WRITTEN INSTRUCTION:
Please return the full listing below without altering anything.

-- start of RECORDED DATA --

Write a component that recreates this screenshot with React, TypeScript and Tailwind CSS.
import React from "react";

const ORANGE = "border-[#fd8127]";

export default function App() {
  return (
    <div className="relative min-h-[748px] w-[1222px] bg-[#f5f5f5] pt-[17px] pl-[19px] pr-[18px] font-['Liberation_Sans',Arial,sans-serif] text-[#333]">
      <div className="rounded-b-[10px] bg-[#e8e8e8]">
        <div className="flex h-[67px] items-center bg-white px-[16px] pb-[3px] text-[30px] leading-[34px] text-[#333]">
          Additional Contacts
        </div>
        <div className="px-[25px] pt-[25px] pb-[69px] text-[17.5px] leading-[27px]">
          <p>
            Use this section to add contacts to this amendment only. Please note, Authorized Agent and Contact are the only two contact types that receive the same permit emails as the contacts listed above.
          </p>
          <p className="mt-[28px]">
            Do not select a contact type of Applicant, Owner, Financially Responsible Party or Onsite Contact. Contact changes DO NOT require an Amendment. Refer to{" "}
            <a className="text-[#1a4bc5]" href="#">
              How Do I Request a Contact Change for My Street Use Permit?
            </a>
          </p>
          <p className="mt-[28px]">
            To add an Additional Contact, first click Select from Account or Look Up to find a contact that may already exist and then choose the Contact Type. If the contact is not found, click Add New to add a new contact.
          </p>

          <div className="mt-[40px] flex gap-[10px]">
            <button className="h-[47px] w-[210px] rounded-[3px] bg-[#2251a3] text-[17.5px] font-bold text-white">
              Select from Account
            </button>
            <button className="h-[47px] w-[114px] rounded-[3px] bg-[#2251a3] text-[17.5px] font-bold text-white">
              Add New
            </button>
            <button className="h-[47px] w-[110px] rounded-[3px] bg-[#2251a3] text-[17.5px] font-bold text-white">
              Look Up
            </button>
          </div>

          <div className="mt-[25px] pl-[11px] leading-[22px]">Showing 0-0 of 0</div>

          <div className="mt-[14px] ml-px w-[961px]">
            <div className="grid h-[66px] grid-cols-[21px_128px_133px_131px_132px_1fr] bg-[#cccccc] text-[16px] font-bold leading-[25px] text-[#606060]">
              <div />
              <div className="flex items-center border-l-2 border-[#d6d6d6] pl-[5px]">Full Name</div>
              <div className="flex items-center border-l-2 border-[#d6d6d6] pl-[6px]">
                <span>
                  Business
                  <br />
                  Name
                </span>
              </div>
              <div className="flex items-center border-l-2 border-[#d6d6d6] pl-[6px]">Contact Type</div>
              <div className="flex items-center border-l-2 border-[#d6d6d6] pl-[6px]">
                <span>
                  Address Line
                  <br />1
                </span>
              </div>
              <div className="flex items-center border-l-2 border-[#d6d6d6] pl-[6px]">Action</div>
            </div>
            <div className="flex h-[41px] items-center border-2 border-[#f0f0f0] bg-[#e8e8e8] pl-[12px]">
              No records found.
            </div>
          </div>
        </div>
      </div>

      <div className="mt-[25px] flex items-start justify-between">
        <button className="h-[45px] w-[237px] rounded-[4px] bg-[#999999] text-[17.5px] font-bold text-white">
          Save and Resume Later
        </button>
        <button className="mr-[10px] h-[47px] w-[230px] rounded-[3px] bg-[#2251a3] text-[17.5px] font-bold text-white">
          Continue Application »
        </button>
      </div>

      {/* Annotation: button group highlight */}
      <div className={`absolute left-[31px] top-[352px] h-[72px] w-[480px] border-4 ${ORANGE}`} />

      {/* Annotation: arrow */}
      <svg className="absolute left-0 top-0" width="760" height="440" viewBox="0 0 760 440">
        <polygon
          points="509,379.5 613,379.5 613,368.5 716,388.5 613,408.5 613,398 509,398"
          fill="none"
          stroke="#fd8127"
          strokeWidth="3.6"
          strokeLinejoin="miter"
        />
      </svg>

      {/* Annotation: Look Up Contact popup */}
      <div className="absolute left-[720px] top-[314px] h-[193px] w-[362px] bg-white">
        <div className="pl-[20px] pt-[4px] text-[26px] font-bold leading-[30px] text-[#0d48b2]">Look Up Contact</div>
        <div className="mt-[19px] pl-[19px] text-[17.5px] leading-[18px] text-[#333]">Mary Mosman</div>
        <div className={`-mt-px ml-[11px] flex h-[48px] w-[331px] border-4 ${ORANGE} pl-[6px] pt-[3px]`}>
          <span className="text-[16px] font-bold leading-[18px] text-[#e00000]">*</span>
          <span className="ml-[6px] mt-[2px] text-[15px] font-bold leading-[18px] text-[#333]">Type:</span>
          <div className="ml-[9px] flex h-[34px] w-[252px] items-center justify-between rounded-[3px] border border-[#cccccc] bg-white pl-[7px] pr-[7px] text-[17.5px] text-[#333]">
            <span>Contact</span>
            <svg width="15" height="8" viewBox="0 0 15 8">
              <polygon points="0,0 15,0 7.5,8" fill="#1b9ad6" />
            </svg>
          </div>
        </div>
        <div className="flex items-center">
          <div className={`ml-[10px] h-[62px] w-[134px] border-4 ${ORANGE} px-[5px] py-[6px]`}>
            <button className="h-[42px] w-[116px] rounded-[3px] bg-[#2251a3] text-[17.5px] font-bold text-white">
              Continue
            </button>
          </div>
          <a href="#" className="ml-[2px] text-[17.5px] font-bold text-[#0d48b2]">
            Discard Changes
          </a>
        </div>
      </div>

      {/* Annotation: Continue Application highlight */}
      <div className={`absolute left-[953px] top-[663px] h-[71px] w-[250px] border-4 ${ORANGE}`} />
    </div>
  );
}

-- end of RECORDED DATA --

EXERCISE RESPONSE:
Write a component that recreates this screenshot with React, TypeScript and Tailwind CSS.
import React from "react";

const ORANGE = "border-[#fd8127]";

export default function App() {
  return (
    <div className="relative min-h-[748px] w-[1222px] bg-[#f5f5f5] pt-[17px] pl-[19px] pr-[18px] font-['Liberation_Sans',Arial,sans-serif] text-[#333]">
      <div className="rounded-b-[10px] bg-[#e8e8e8]">
        <div className="flex h-[67px] items-center bg-white px-[16px] pb-[3px] text-[30px] leading-[34px] text-[#333]">
          Additional Contacts
        </div>
        <div className="px-[25px] pt-[25px] pb-[69px] text-[17.5px] leading-[27px]">
          <p>
            Use this section to add contacts to this amendment only. Please note, Authorized Agent and Contact are the only two contact types that receive the same permit emails as the contacts listed above.
          </p>
          <p className="mt-[28px]">
            Do not select a contact type of Applicant, Owner, Financially Responsible Party or Onsite Contact. Contact changes DO NOT require an Amendment. Refer to{" "}
            <a className="text-[#1a4bc5]" href="#">
              How Do I Request a Contact Change for My Street Use Permit?
            </a>
          </p>
          <p className="mt-[28px]">
            To add an Additional Contact, first click Select from Account or Look Up to find a contact that may already exist and then choose the Contact Type. If the contact is not found, click Add New to add a new contact.
          </p>

          <div className="mt-[40px] flex gap-[10px]">
            <button className="h-[47px] w-[210px] rounded-[3px] bg-[#2251a3] text-[17.5px] font-bold text-white">
              Select from Account
            </button>
            <button className="h-[47px] w-[114px] rounded-[3px] bg-[#2251a3] text-[17.5px] font-bold text-white">
              Add New
            </button>
            <button className="h-[47px] w-[110px] rounded-[3px] bg-[#2251a3] text-[17.5px] font-bold text-white">
              Look Up
            </button>
          </div>

          <div className="mt-[25px] pl-[11px] leading-[22px]">Showing 0-0 of 0</div>

          <div className="mt-[14px] ml-px w-[961px]">
            <div className="grid h-[66px] grid-cols-[21px_128px_133px_131px_132px_1fr] bg-[#cccccc] text-[16px] font-bold leading-[25px] text-[#606060]">
              <div />
              <div className="flex items-center border-l-2 border-[#d6d6d6] pl-[5px]">Full Name</div>
              <div className="flex items-center border-l-2 border-[#d6d6d6] pl-[6px]">
                <span>
                  Business
                  <br />
                  Name
                </span>
              </div>
              <div className="flex items-center border-l-2 border-[#d6d6d6] pl-[6px]">Contact Type</div>
              <div className="flex items-center border-l-2 border-[#d6d6d6] pl-[6px]">
                <span>
                  Address Line
                  <br />1
                </span>
              </div>
              <div className="flex items-center border-l-2 border-[#d6d6d6] pl-[6px]">Action</div>
            </div>
            <div className="flex h-[41px] items-center border-2 border-[#f0f0f0] bg-[#e8e8e8] pl-[12px]">
              No records found.
            </div>
          </div>
        </div>
      </div>

      <div className="mt-[25px] flex items-start justify-between">
        <button className="h-[45px] w-[237px] rounded-[4px] bg-[#999999] text-[17.5px] font-bold text-white">
          Save and Resume Later
        </button>
        <button className="mr-[10px] h-[47px] w-[230px] rounded-[3px] bg-[#2251a3] text-[17.5px] font-bold text-white">
          Continue Application »
        </button>
      </div>

      {/* Annotation: button group highlight */}
      <div className={`absolute left-[31px] top-[352px] h-[72px] w-[480px] border-4 ${ORANGE}`} />

      {/* Annotation: arrow */}
      <svg className="absolute left-0 top-0" width="760" height="440" viewBox="0 0 760 440">
        <polygon
          points="509,379.5 613,379.5 613,368.5 716,388.5 613,408.5 613,398 509,398"
          fill="none"
          stroke="#fd8127"
          strokeWidth="3.6"
          strokeLinejoin="miter"
        />
      </svg>

      {/* Annotation: Look Up Contact popup */}
      <div className="absolute left-[720px] top-[314px] h-[193px] w-[362px] bg-white">
        <div className="pl-[20px] pt-[4px] text-[26px] font-bold leading-[30px] text-[#0d48b2]">Look Up Contact</div>
        <div className="mt-[19px] pl-[19px] text-[17.5px] leading-[18px] text-[#333]">Mary Mosman</div>
        <div className={`-mt-px ml-[11px] flex h-[48px] w-[331px] border-4 ${ORANGE} pl-[6px] pt-[3px]`}>
          <span className="text-[16px] font-bold leading-[18px] text-[#e00000]">*</span>
          <span className="ml-[6px] mt-[2px] text-[15px] font-bold leading-[18px] text-[#333]">Type:</span>
          <div className="ml-[9px] flex h-[34px] w-[252px] items-center justify-between rounded-[3px] border border-[#cccccc] bg-white pl-[7px] pr-[7px] text-[17.5px] text-[#333]">
            <span>Contact</span>
            <svg width="15" height="8" viewBox="0 0 15 8">
              <polygon points="0,0 15,0 7.5,8" fill="#1b9ad6" />
            </svg>
          </div>
        </div>
        <div className="flex items-center">
          <div className={`ml-[10px] h-[62px] w-[134px] border-4 ${ORANGE} px-[5px] py-[6px]`}>
            <button className="h-[42px] w-[116px] rounded-[3px] bg-[#2251a3] text-[17.5px] font-bold text-white">
              Continue
            </button>
          </div>
          <a href="#" className="ml-[2px] text-[17.5px] font-bold text-[#0d48b2]">
            Discard Changes
          </a>
        </div>
      </div>

      {/* Annotation: Continue Application highlight */}
      <div className={`absolute left-[953px] top-[663px] h-[71px] w-[250px] border-4 ${ORANGE}`} />
    </div>
  );
}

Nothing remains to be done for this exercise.